The UNDP is an important part of the UN. It works in roughly 175 countries around the world. The UNDP uses workers, interns, and volunteers to complete its mission. The organization works together with national, regional, and local governments; nongovernmental organizations; and other development partners to make policy changes, create infrastructure, and provide goods, among other activities.
Purpose
The UNDP is focused on goals created by the UN. In 2015, world leaders came together to form the 2030 Agenda for Sustainable Development. This includes a set of seventeen Sustainable Development Goals (SDGs). The aim of these goals is to solve the world's most pressing problems. The goals include eliminating poverty and hunger, improving health and education, reaching gender equality, ending inequalities, providing clean energy, and expanding fair job opportunities. These seventeen goals are related to the UNDP's focus areas, which include sustainable development, democratic governance and peace building, and climate and disaster relief. The UNDP concentrates on programs that can help it attain the SDGs that most closely align with its focus areas.
Of all the UNDP's goals, fighting poverty is its main focus. From 2004 to 2011, the organization spent more than a quarter of its total expenditures on fighting poverty worldwide. Thanks in part to the UNDP's work, abject poverty declined worldwide by about 1 percent each year from 1990 to 2014. However, between 2014 and 2019, this decrease slowed to about 0.6 percent annually, and between 2019 and 2020, global poverty increased for the first time since 1998 from 8.3 percent to 9.2 percent. By 2024, the poverty rate had declined to pre-2019 rates, at 692 million people. Even with these advances, many people still live in abject poverty.
To fight global poverty, the UNDP uses a multidimensional approach. The UNDP, for example, works toward equality for women. This includes helping women gain the right to own property. Women and children make up a disproportionate number of the world's most impoverished people. By helping women own property, the UNDP hopes it can enable women and children to escape the cycle of poverty.
History of the UNDP
The UNDP was founded in 1965. The merging of two other UN programs led to the UNDP's creation. The United Nations Expanded Programme of Technical Assistance, created in 1949, and the United Nations Special Fund, created in 1958, came together to form the UNDP. After the organization was established, a major part of the UNDP's actions included transferring grants from other organizations to federal, regional, and local governments. By the 1990s, however, the UNDP had amassed its own resources and employees. It then began to work more closely with governments and organizations to make positive changes.
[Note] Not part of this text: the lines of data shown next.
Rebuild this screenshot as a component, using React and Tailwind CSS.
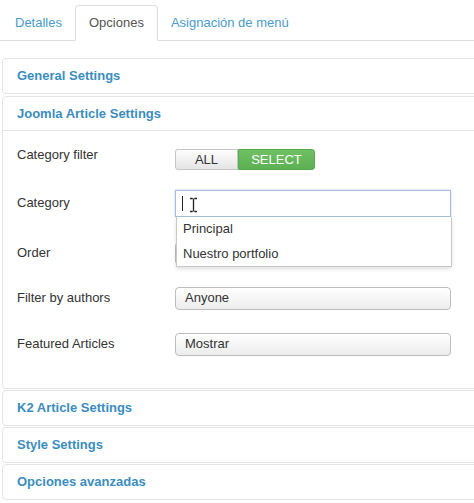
import React from "react";

const Tab = ({ label, active }) => (
  <div
    className={
      active
        ? "mt-[5px] -mb-px h-[36px] px-[13px] flex items-center rounded-t-[4px] border border-[#ddd] border-b-white bg-white text-[#555]"
        : "mt-[5px] h-[36px] px-[13px] flex items-center text-[#4b9bcb]"
    }
  >
    {label}
  </div>
);

const PanelHeader = ({ title, bordered }) => (
  <div
    className={`h-[34px] flex items-center pl-[14px] font-bold text-[#3b8dbf] ${
      bordered ? "border-b border-[#e4e4e4]" : ""
    }`}
  >
    {title}
  </div>
);

const Panel = ({ title, gap = "mb-px", children }) => (
  <div className={`${gap} mr-[-12px] rounded-[4px] border border-[#e4e4e4] bg-white`}>
    <PanelHeader title={title} bordered={!!children} />
    {children}
  </div>
);

const Row = ({ label, h, children }) => (
  <div className={`${h} flex items-center`}>
    <div className="w-[172px] pl-[14px] text-[#333]">{label}</div>
    <div className="w-[276px]">{children}</div>
  </div>
);

const SelectBox = ({ value }) => (
  <div className="h-[23px] flex items-center pl-[9px] rounded-[4px] border border-[#bdbdbd] bg-gradient-to-b from-white to-[#ececec] text-[#333] shadow-[inset_0_1px_0_#fff]">
    {value}
  </div>
);

// text cursor drawn next to the caret
const IBeam = () => (
  <svg width="9" height="16" viewBox="0 0 9 16" className="ml-[6px] mt-[3px]">
    <path d="M1 1.5h2.5M5.5 1.5H8M4.5 2v12M1 14.5h2.5M5.5 14.5H8" stroke="#222" strokeWidth="1.3" fill="none" />
    <path d="M3.5 1.5c.6 0 1 .3 1 1M5.5 1.5c-.6 0-1 .3-1 1M3.5 14.5c.6 0 1-.3 1-1M5.5 14.5c-.6 0-1-.3-1-1" stroke="#222" strokeWidth="1" fill="none" />
  </svg>
);

export default function App() {
  return (
    <div className="w-[474px] h-[503px] overflow-hidden bg-white font-['Liberation_Sans',Arial,sans-serif] text-[13px]">
      <div className="flex h-[41px] pl-[2px] border-b border-[#ddd]">
        <Tab label="Detalles" />
        <Tab label="Opciones" active />
        <Tab label="Asignación de menú" />
      </div>

      <div className="pt-[17px] pl-[2px]">
        <Panel title="General Settings" gap="mb-[2px]" />

        <Panel title="Joomla Article Settings">
          <div className="pt-[4px] pb-[21px]">
            <Row label="Category filter" h="h-[40px]">
              <div className="flex h-[21px] mt-[9px] text-[13px]">
                <div className="w-[63px] flex items-center justify-center rounded-l-[3px] border border-[#c4c4c4] bg-gradient-to-b from-white to-[#e4e4e4] text-[#333]">
                  ALL
                </div>
                <div className="w-[77px] flex items-center justify-center rounded-r-[3px] border border-[#58a94f] bg-gradient-to-b from-[#6fc063] to-[#5cb152] text-white">
                  SELECT
                </div>
              </div>
            </Row>

            <Row label="Category" h="h-[56px]">
              <div className="relative">
                <div className="h-[27px] flex items-center pl-[6px] border border-[#a9bedf] bg-white shadow-[0_0_2px_rgba(82,130,200,0.4)]">
                  <div className="w-px h-[15px] bg-[#222]" />
                  <IBeam />
                </div>
                <div className="absolute z-10 top-full left-px w-[276px] h-[50px] border border-[#c8c8c8] border-t-0 bg-white text-[#333] shadow-[0_2px_4px_rgba(0,0,0,0.12)]">
                  <div className="h-[25px] flex items-center pl-[6px]">Principal</div>
                  <div className="h-[25px] flex items-center pl-[6px]">Nuestro portfolio</div>
                </div>
              </div>
            </Row>

            <Row label="Order" h="h-[44px]">
              <SelectBox value="" />
            </Row>

            <Row label="Filter by authors" h="h-[46px]">
              <SelectBox value="Anyone" />
            </Row>

            <Row label="Featured Articles" h="h-[46px]">
              <SelectBox value="Mostrar" />
            </Row>
          </div>
        </Panel>

        <Panel title="K2 Article Settings" />
        <Panel title="Style Settings" />
        <Panel title="Opciones avanzadas" />
      </div>
    </div>
  );
}
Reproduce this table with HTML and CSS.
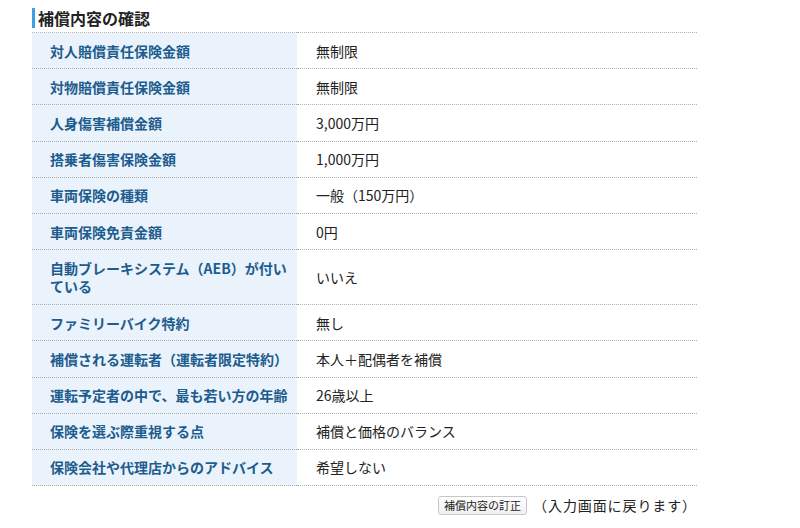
FILE: index.html
```html
<!DOCTYPE html>
<html lang="ja">
<head>
<meta charset="utf-8">
<link rel="stylesheet" href="styles.css">
</head>
<body>
<div class="wrap">
  <h2 class="title">補償内容の確認</h2>
  <table class="tbl">
    <colgroup><col class="c1"><col class="c2"></colgroup>
    <tr><th>対人賠償責任保険金額</th><td>無制限</td></tr>
    <tr><th>対物賠償責任保険金額</th><td>無制限</td></tr>
    <tr><th>人身傷害補償金額</th><td>3,000万円</td></tr>
    <tr><th>搭乗者傷害保険金額</th><td>1,000万円</td></tr>
    <tr><th>車両保険の種類</th><td>一般（150万円）</td></tr>
    <tr><th>車両保険免責金額</th><td>0円</td></tr>
    <tr class="tall"><th>自動ブレーキシステム（AEB）が付いている</th><td>いいえ</td></tr>
    <tr><th>ファミリーバイク特約</th><td>無し</td></tr>
    <tr><th>補償される運転者（運転者限定特約）</th><td>本人＋配偶者を補償</td></tr>
    <tr><th>運転予定者の中で、最も若い方の年齢</th><td>26歳以上</td></tr>
    <tr><th>保険を選ぶ際重視する点</th><td>補償と価格のバランス</td></tr>
    <tr><th>保険会社や代理店からのアドバイス</th><td>希望しない</td></tr>
  </table>
  <div class="actions">
    <button class="btn" type="button">補償内容の訂正</button>
    <span class="note">（入力画面に戻ります）</span>
  </div>
</div>
</body>
</html>
```

FILE: styles.css
```css
html, body {
  margin: 0;
  padding: 0;
  background: #fff;
}
body {
  font-family: "Noto Sans CJK JP", "Liberation Serif", serif;
  color: #222;
}
.wrap {
  width: 665px;
  margin-left: 32px;
  padding-top: 8px;
}
.title {
  margin: 0;
  font-size: 16px;
  line-height: 20px;
  font-weight: bold;
  color: #222;
  border-left: 3px solid #3aa0e8;
  padding-left: 3px;
  height: 20px;
  margin-bottom: 4px;
}
.tbl {
  width: 665px;
  table-layout: fixed;
  border-collapse: collapse;
  border-top: 1px dotted #b0b0b0;
}
.c1 { width: 265px; }
.c2 { width: 400px; }
.tbl tr {
  border-bottom: 1px dotted #b0b0b0;
}
.tbl th {
  background: #eaf3fb;
  color: #1d5c8e;
  font-size: 14px;
  font-weight: bold;
  text-align: left;
  padding: 0 4px 0 18px;
  height: 35.2px;
  line-height: 18px;
  vertical-align: middle;
}
.tbl tr.tall th {
  height: 54px;
}
.tbl td {
  font-size: 14px;
  color: #222;
  padding: 0 0 0 19px;
  vertical-align: middle;
  line-height: 18px;
}
.actions {
  display: flex;
  justify-content: flex-end;
  align-items: center;
  gap: 6px;
  padding-right: 0;
  margin-top: 9px;
}
.btn {
  font-family: "Noto Sans CJK JP", sans-serif;
  font-size: 11px;
  line-height: 14px;
  color: #222;
  background: linear-gradient(#fff, #f0f0f0);
  border: 1px solid #c8c8c8;
  border-radius: 3px;
  padding: 1px 5px;
  height: 19px;
}
.note {
  font-size: 14px;
  color: #222;
  letter-spacing: 0.9px;
}
```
In the early 2000s, the United Nations developed the Millennium Development Goals (MDGs), which were goals for the UN and countries worldwide. The UNDP was tasked with tracking the progress of the goals. After fifteen years of working toward the MDGs, the UNDP created a report that showed the progress toward achieving the goals. The report indicated that extreme poverty declined significantly, under-age-five mortality declined by nearly half, and primary school enrollment increased significantly in developing countries.
Influence of the UNDP
Although the UNDP serves roughly 170 countries, most of the organization’s funds and efforts target roughly sixty of the poorest nations. The UNDP is flexible in its efforts to end poverty and meet its other goals. Because of this, the organization is involved in many types of programs in many different areas. The organization has spent roughly $5 billion on providing low-cost, sustainable energy sources to ten million people around the world living in poverty, including solar panels and efficient cookstoves. This program increased the number of those with access to electricity from 87 percent in 2015 to 91 percent in 2021. The organization has completed many other projects, such as building barrier walls to block damage from storms, providing efficient and safe cook stoves to people living in poverty, creating local development committees that can execute their own development plans, and petitioning local governments to make laws more useful for citizens.
Furthermore, the UNDP tries to work closely with regional and local governments as well as nongovernmental organizations so its work is as effective as possible in each location. The UNDP is somewhat decentralized, with hiring and project decisions being made in a number of areas instead of one centralized office. Although this decentralization allows the program to try many different approaches to fighting poverty, some critics have said that it has also caused the organization to miss opportunities to learn from its past mistakes and successes.